Frequently Asked Questions

Can reflective logos be printed on every umbrella fabric color?

They work best on dark 190T or 210T pongee where contrast is strong. Very light canopies may need reflective trim or a darker logo base layer to keep the effect visible.

Does reflective printing change the MOQ?

Often yes, because reflective ink or film requires separate setup and testing. A factory may keep the umbrella MOQ standard but add a minimum for reflective material usage.

What print method works best for reflective logos on rain umbrellas?

For most procurement programs, screen printing with reflective or specialty ink is used on polyester canopy panels, while heat transfer is better for small runs or multicolor artwork.
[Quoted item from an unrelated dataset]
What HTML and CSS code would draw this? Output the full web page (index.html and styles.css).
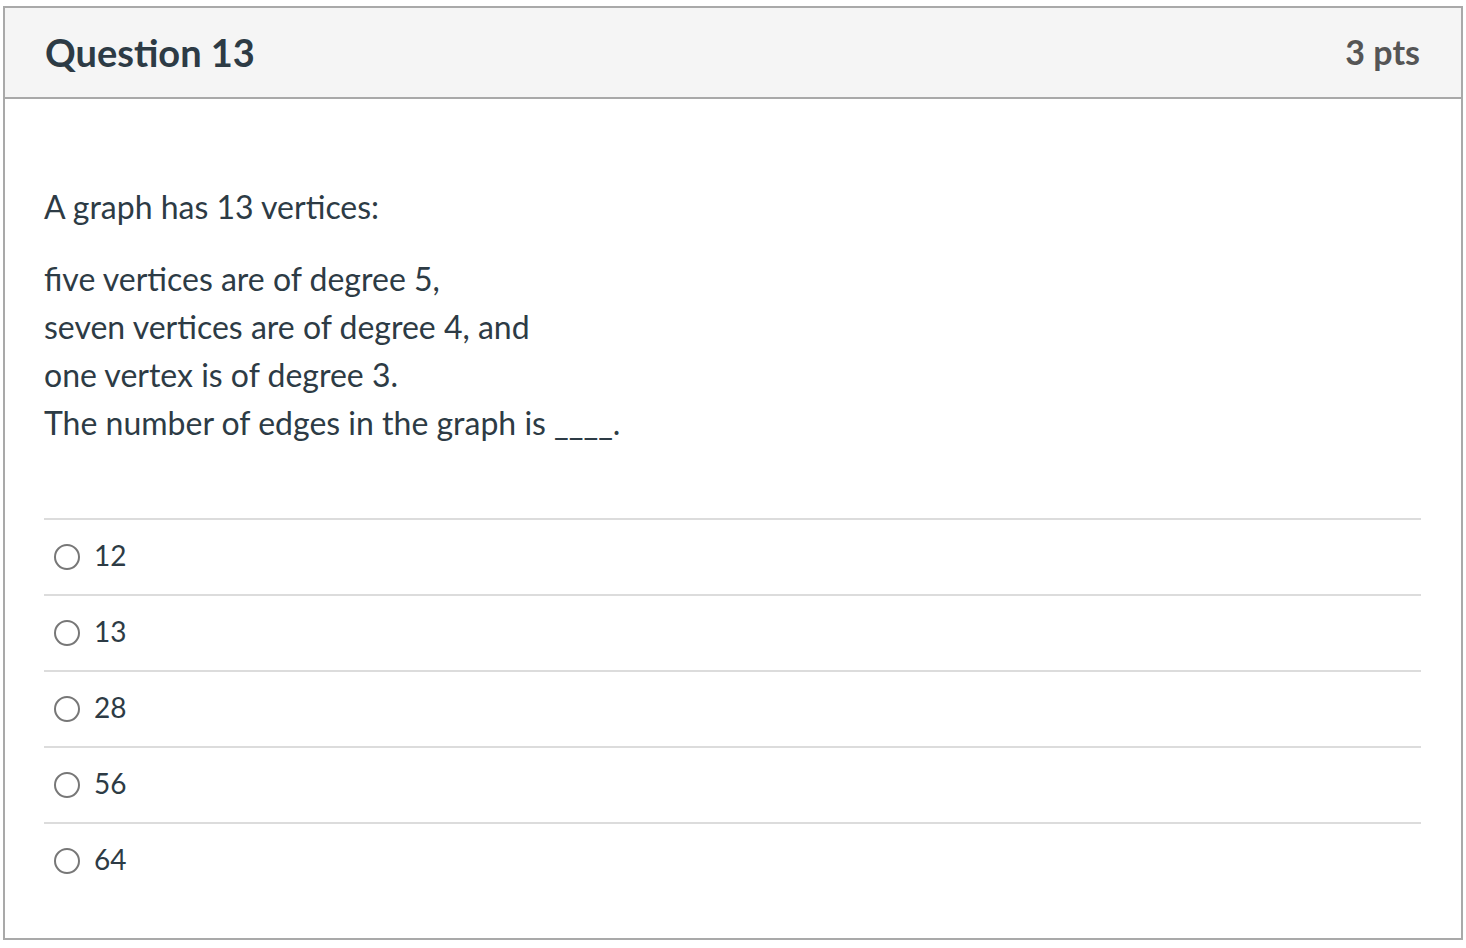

The factory should confirm wash/rub resistance and adhesion before bulk approval.

How do I verify the logo stays visible at night?

Request a lab sample and check it under low-light conditions with a flashlight or car-headlight simulation. Buyers typically approve by comparing reflectivity on dark canopy colors and confirming the print does not crack after repeated opening and closing.

What QA checks matter for branded safety umbrella orders?

Key checks include logo placement tolerance, color match, reflective effect, canopy seam strength, and water repellency. A common bulk inspection plan is 100% visual check on printing, plus AQL sampling for frame function and fabric defects.